Sample paper 1
Passage For Question 1 to 9
"Most economists in the United states seem captivated by spell of the free market. Consequently,
nothing seems good ornormal that does not accord with the requirements of the free market. A price
that is determined by the seller or for that matter, established by anyone other than the aggregate of
consumers seems pernicious, Accordingly, it requires a major act of will to think of price
– fixing (the
determination of prices by the seller) as both “normal” and having a valuable economic function. In
fact, price-fixing is normal in all industrialized societies because the industrial system itself provides,
as an effortless consequence of its own development, the price-fixing that requires, Modern industrial
planning requires and rewards great size. Hence a comparatively small number of large firms will be
competing for the same group of consumers. That each large firm will act with consideration of its own
needs and thus avoid selling its products for more than its competitors charge is commonly
recognized by advocates of free-markets economic theories. But each large firms will also act with full
consideration of the needs that it has in common with the other large firms competing for the same
customers. Each large firm will thus avoid significant price cutting, because price cutting would be
prejudicial to the common interest in a stable demand for products. Most economists do not see price-
fixing when it occurs because they expect it to be brought about by a number of explicit agreements
among large firms; it is not.

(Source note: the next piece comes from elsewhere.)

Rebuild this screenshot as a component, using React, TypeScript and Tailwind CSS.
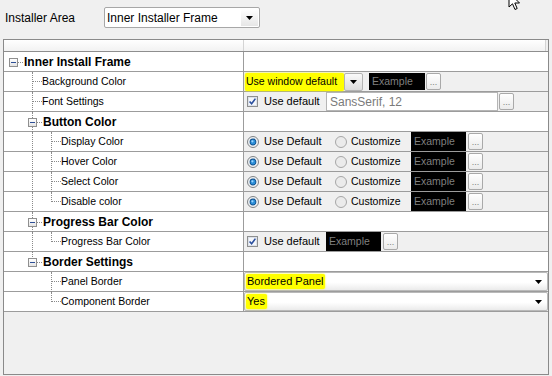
import type { ReactNode } from 'react'

type Kind = 'root' | 'cat' | 'leaf1' | 'leaf2'
type Line = 'full' | 'top'
type Editor = 'bg' | 'font' | 'radio' | 'check' | 'panel' | 'component'

type Row = {
  label: string
  kind: Kind
  v1?: Line
  v2?: Line
  editor?: Editor
}

const rows: Row[] = [
  { label: 'Inner Install Frame', kind: 'root' },
  { label: 'Background Color', kind: 'leaf1', v1: 'full', editor: 'bg' },
  { label: 'Font Settings', kind: 'leaf1', v1: 'full', editor: 'font' },
  { label: 'Button Color', kind: 'cat', v1: 'full' },
  { label: 'Display Color', kind: 'leaf2', v1: 'full', v2: 'full', editor: 'radio' },
  { label: 'Hover Color', kind: 'leaf2', v1: 'full', v2: 'full', editor: 'radio' },
  { label: 'Select Color', kind: 'leaf2', v1: 'full', v2: 'full', editor: 'radio' },
  { label: 'Disable color', kind: 'leaf2', v1: 'full', v2: 'top', editor: 'radio' },
  { label: 'Progress Bar Color', kind: 'cat', v1: 'full' },
  { label: 'Progress Bar Color', kind: 'leaf2', v1: 'full', v2: 'top', editor: 'check' },
  { label: 'Border Settings', kind: 'cat', v1: 'top' },
  { label: 'Panel Border', kind: 'leaf2', v2: 'full', editor: 'panel' },
  { label: 'Component Border', kind: 'leaf2', v2: 'top', editor: 'component' },
]

function Arrow() {
  return (
    <svg width="7" height="4" viewBox="0 0 7 4">
      <polygon points="0,0 7,0 3.5,4" fill="#000" />
    </svg>
  )
}

function Checkbox() {
  return (
    <svg width="11" height="11" viewBox="0 0 11 11" className="shrink-0">
      <rect x="0.5" y="0.5" width="10" height="10" fill="#f5f7fb" stroke="#8e8f8f" />
      <rect x="1.5" y="1.5" width="8" height="8" fill="none" stroke="#dde2ea" />
      <path d="M2.6 5.4 L4.6 7.8 L8.4 2.6" fill="none" stroke="#2a4f9e" strokeWidth="1.6" />
    </svg>
  )
}

function Radio({ on }: { on?: boolean }) {
  return (
    <svg width="12" height="12" viewBox="0 0 12 12" className="shrink-0">
      <circle cx="6" cy="6" r="5.5" fill={on ? '#eef0f2' : '#ebebeb'} stroke={on ? '#7e8286' : '#a6a6a6'} />
      {on && (
        <>
          <circle cx="6" cy="6" r="3.4" fill="#0f4f8c" />
          <circle cx="6" cy="6" r="2.5" fill="#2b8ed8" />
          <circle cx="5.4" cy="5.3" r="1.1" fill="#9fd6ff" />
        </>
      )}
    </svg>
  )
}

function Dots() {
  return (
    <div className="w-[15px] h-[17px] shrink-0 border border-[#a9a9a9] rounded-[2px] bg-[linear-gradient(#ffffff,#ebebeb)] flex items-end justify-center text-[9px] leading-[9px] text-[#808080] pb-[2px]">
      ...
    </div>
  )
}

function Swatch({ className }: { className: string }) {
  return (
    <div className={'bg-black text-[#7f7f7f] text-[10.5px] flex items-center pl-[3px] shrink-0 ' + className}>
      Example
    </div>
  )
}

function Yellow({ children }: { children: ReactNode }) {
  return (
    <span className="bg-[#ffff00] h-[15px] leading-[15px] text-[11px] text-black pl-[1px] pr-[2px] rounded-[2px] shadow-[0_0_2px_#ffff00] whitespace-nowrap">
      {children}
    </span>
  )
}

function FullCombo({ value }: { value: string }) {
  return (
    <div className="h-[19px] w-full border border-[#b9b9b9] rounded-[2px] bg-[linear-gradient(#ffffff_55%,#ebebeb)] flex items-center pl-[1px]">
      <Yellow>{value}</Yellow>
      <div className="ml-auto w-[18px] h-full flex items-center justify-center">
        <Arrow />
      </div>
    </div>
  )
}

function EditorCell({ editor }: { editor?: Editor }) {
  if (!editor) return <div className="flex-1 h-full bg-white" />

  if (editor === 'bg') {
    return (
      <div className="flex-1 h-full bg-[#f0f0f0] flex items-center pl-[1px]">
        <div className="w-[118px] h-[18px] flex items-stretch">
          <div className="flex-1 flex items-center bg-[#ffff00] rounded-[2px] shadow-[0_0_2px_#ffff00] text-[10.5px] pl-[1px]">
            Use window default
          </div>
          <div className="w-[19px] border border-[#b3b3b3] rounded-[2px] bg-[linear-gradient(#fafafa,#dcdcdc)] flex items-center justify-center">
            <Arrow />
          </div>
        </div>
        <Swatch className="ml-[6px] w-[56px] h-[17px]" />
        <div className="ml-[1px]">
          <Dots />
        </div>
      </div>
    )
  }

  if (editor === 'font') {
    return (
      <div className="flex-1 h-full bg-[#f0f0f0] flex items-center pl-[3px]">
        <div className="w-[79px] flex items-center gap-[6px] text-[11px]">
          <Checkbox />
          <span>Use default</span>
        </div>
        <div className="w-[172px] h-[19px] bg-white border border-[#b5b5b5] flex items-center pl-[3px] text-[12px] text-[#7a7a7a]">
          SansSerif, 12
        </div>
        <div className="ml-[1px]">
          <Dots />
        </div>
      </div>
    )
  }

  if (editor === 'radio') {
    return (
      <div className="flex-1 h-full bg-[#f0f0f0] flex items-center pl-[3px] text-[11px]">
        <div className="w-[88px] flex items-center gap-[5px]">
          <Radio on />
          <span>Use Default</span>
        </div>
        <div className="w-[76px] flex items-center gap-[4px]">
          <Radio />
          <span className="text-[10.5px]">Customize</span>
        </div>
        <Swatch className="w-[55px] h-[19px]" />
        <div className="ml-[2px]">
          <Dots />
        </div>
      </div>
    )
  }

  if (editor === 'check') {
    return (
      <div className="flex-1 h-full bg-[#f0f0f0] flex items-center pl-[3px]">
        <div className="w-[79px] flex items-center gap-[6px] text-[11px]">
          <Checkbox />
          <span>Use default</span>
        </div>
        <Swatch className="w-[55px] h-[19px]" />
        <div className="ml-[2px]">
          <Dots />
        </div>
      </div>
    )
  }

  return (
    <div className="flex-1 h-full bg-[#f0f0f0]">
      <FullCombo value={editor === 'panel' ? 'Bordered Panel' : 'Yes'} />
    </div>
  )
}

function ExpandBox({ left }: { left: string }) {
  return (
    <div className={'absolute top-[6px] w-[9px] h-[9px] border border-[#8f8f8f] bg-[linear-gradient(#ffffff,#e4e4e4)] flex items-center justify-center ' + left}>
      <div className="w-[5px] h-px bg-[#2d4f96]" />
    </div>
  )
}

function TreeCell({ row }: { row: Row }) {
  const dot = 'absolute border-dotted border-[#8a8a8a]'
  return (
    <div className="relative w-[240px] h-full shrink-0 bg-white border-r border-[#9c9c9c] flex items-center">
      {row.v1 === 'full' && <div className={dot + ' left-[28px] top-0 -bottom-px border-l'} />}
      {row.v1 === 'top' && <div className={dot + ' left-[28px] top-0 h-[7px] border-l'} />}
      {row.v2 === 'full' && <div className={dot + ' left-[47px] top-0 -bottom-px border-l'} />}
      {row.v2 === 'top' && <div className={dot + ' left-[47px] top-0 h-[10px] border-l'} />}

      {row.kind === 'root' && (
        <>
          <ExpandBox left="left-[5px]" />
          <div className={dot + ' left-[14px] top-[10px] w-[5px] border-t'} />
          <span className="pl-[20px] text-[12px] font-bold">{row.label}</span>
        </>
      )}
      {row.kind === 'cat' && (
        <>
          <ExpandBox left="left-[24px]" />
          <div className={dot + ' left-[33px] top-[10px] w-[5px] border-t'} />
          <span className="pl-[39px] text-[12px] font-bold">{row.label}</span>
        </>
      )}
      {row.kind === 'leaf1' && (
        <>
          <div className={dot + ' left-[29px] top-[9px] w-[9px] border-t'} />
          <span className="pl-[38px] text-[10.5px]">{row.label}</span>
        </>
      )}
      {row.kind === 'leaf2' && (
        <>
          <div className={dot + ' left-[48px] top-[9px] w-[9px] border-t'} />
          <span className="pl-[57px] text-[10.5px]">{row.label}</span>
        </>
      )}
    </div>
  )
}

function Cursor() {
  return (
    <svg className="absolute left-[508px] -top-[8px]" width="14" height="20" viewBox="0 0 14 20">
      <polygon
        points="1,0.5 1,15 4.5,11.8 7,17.5 9.2,16.5 6.8,11 11.5,11"
        fill="#fff"
        stroke="#000"
        strokeWidth="1"
        strokeLinejoin="round"
      />
    </svg>
  )
}

export default function App() {
  return (
    <div className="relative w-[552px] h-[376px] overflow-hidden bg-[#f0f0f0] text-black font-['Liberation_Sans',Arial,sans-serif]">
      <Cursor />

      <div className="flex items-center h-[21px] mt-[7px]">
        <span className="ml-[5px] w-[99px] text-[12px]">Installer Area</span>
        <div className="w-[156px] h-[21px] border border-[#a7a7a7] rounded-[2px] bg-white flex items-center">
          <span className="pl-[2px] text-[12px]">Inner Installer Frame</span>
          <div className="ml-auto w-[17px] h-[17px] mr-[1px] bg-[linear-gradient(#ffffff,#e6e6e6)] flex items-center justify-center">
            <Arrow />
          </div>
        </div>
      </div>

      <div className="ml-[3px] mt-[11px] w-[546px] h-[336px] border border-[#8a8a8a] flex flex-col">
        <div className="h-[12px] shrink-0 flex border-b border-[#8e8e8e]">
          <div className="w-[240px] bg-[linear-gradient(#ffffff,#f2f2f2)] border-r border-[#d4d4d4]" />
          <div className="flex-1 bg-[linear-gradient(#ffffff,#f2f2f2)] border-r border-[#d4d4d4]" />
          <div className="w-[2px] bg-[#f0f0f0]" />
        </div>

        {rows.map((row, i) => (
          <div key={i} className="h-[20px] shrink-0 flex border-b border-[#9c9c9c]">
            <TreeCell row={row} />
            <EditorCell editor={row.editor} />
          </div>
        ))}
      </div>
    </div>
  )
}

More over those economists who argue that allowing the free market to
operate without interference is the most efficient method of establishing prices have not considered
the economies of non socialist countries other than the United States. These economies employ
intentional price-fixing usually in an overt fashion. Formal price fixing by cartel and informal price
fixing by agreements covering the members of an industry are common place. Were there something
peculiarly efficient about the free market and inefficient about price fixing, the countries that have
avoided the first and used the second would have suffered drastically in their economic development.
There is no indication that they have. Socialist industry also works within a frame work of controlled
prices. In early 1970’s, the soviet union began to give firms and industries some of the flexibility in
adjusting prices that a more informal evolution has accorded the capitalist system. Economists in the
United States have hailed the change as a return to the free market.But Soviet firms are no more
subject to prices established by free market over which they exercise little influenced than are
capitalist firms.
Question 1
The primary purpose of the passage is to
A. refute the theory that the free market plays a useful role in the development of industrialized
societies.
B. suggest methods by which economist and members of the government of the United States
can recognize and combat price-fixing by large firms.
C. explain the various ways in which industrialized societies can fix in order to stabilized the free
market
D. argue that price-fixing, in one form or another, is an inevitable part of and benefit to the
economy of any industrialized society.